Problem to solve - Pick out the lines below that include the string "components".

Given information -

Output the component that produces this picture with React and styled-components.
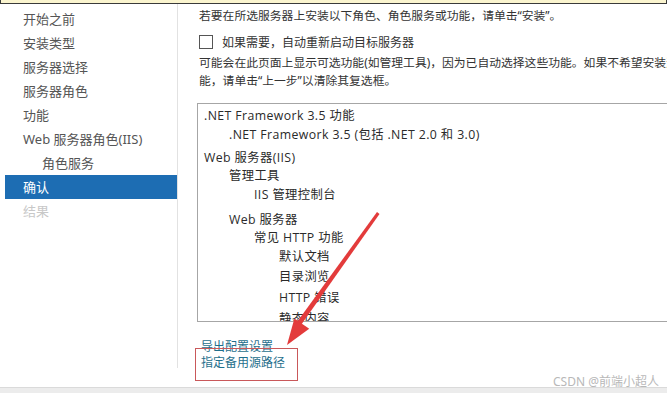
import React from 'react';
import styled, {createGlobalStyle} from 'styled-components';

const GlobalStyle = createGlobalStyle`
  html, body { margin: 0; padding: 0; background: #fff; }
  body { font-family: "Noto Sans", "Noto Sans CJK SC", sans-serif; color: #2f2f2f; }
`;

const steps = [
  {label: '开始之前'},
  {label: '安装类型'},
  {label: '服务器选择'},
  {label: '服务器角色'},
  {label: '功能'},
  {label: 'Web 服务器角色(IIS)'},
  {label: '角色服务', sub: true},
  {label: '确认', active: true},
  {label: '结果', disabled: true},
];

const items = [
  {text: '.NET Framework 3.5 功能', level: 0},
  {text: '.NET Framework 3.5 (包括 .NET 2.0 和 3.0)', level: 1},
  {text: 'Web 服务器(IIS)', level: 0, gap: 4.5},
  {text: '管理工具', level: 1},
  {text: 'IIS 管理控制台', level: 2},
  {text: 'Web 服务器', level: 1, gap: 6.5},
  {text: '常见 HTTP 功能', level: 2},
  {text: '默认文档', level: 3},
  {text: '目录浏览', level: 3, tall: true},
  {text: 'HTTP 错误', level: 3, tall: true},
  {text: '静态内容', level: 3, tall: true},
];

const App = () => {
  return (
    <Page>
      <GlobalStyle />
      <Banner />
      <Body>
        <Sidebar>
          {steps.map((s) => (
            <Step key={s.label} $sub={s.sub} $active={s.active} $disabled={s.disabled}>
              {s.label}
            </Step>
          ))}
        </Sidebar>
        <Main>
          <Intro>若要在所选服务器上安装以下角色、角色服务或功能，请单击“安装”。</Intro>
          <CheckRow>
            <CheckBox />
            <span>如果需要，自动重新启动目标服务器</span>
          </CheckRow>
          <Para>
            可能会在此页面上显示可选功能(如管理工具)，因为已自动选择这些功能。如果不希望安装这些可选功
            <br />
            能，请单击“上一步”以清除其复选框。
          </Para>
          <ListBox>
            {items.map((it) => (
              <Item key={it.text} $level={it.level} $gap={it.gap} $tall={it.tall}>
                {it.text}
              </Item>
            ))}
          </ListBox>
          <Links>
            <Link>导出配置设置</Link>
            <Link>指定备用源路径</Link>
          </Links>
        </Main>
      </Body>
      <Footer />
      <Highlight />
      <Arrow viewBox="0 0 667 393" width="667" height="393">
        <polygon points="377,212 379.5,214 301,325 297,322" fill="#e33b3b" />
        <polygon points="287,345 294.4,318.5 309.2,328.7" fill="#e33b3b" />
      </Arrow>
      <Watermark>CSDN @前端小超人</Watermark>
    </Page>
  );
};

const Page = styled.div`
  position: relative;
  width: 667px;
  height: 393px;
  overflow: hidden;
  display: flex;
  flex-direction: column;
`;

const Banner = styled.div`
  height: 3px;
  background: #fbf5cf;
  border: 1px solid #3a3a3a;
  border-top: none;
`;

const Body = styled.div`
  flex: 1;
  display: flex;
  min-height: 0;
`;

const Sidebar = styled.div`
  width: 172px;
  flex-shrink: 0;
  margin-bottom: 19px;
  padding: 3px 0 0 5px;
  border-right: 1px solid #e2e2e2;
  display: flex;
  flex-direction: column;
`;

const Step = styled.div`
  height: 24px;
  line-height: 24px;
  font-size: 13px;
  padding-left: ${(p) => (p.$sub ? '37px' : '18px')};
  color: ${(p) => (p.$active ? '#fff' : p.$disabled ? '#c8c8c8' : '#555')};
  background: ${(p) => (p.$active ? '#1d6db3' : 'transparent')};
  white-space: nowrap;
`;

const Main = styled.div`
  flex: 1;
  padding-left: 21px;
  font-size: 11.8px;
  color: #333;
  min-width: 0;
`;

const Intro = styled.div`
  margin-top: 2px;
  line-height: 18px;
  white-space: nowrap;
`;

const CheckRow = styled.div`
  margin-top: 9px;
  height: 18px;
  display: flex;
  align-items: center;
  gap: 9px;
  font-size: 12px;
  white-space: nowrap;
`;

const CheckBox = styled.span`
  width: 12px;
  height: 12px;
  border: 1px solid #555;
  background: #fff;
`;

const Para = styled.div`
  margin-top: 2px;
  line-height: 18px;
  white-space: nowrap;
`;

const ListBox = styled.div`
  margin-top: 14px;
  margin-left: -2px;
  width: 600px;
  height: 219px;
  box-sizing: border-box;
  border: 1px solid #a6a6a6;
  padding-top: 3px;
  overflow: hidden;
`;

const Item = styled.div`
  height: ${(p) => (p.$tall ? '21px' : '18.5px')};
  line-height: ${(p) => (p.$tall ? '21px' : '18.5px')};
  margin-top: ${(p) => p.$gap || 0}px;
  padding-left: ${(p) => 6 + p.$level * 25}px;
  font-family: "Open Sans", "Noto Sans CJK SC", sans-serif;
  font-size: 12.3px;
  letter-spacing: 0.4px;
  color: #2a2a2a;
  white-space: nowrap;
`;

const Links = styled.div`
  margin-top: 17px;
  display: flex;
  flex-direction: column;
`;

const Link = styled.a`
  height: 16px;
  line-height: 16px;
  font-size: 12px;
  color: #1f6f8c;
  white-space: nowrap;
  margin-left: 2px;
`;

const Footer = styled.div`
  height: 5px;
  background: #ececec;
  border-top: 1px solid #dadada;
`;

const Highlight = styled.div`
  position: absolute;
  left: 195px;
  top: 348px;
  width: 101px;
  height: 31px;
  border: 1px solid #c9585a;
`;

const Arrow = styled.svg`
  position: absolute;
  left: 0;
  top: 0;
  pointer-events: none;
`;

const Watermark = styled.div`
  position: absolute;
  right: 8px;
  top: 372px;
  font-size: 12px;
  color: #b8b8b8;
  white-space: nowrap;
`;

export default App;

The output -
Output the component that produces this picture with React and styled-components.
import styled, {createGlobalStyle} from 'styled-components';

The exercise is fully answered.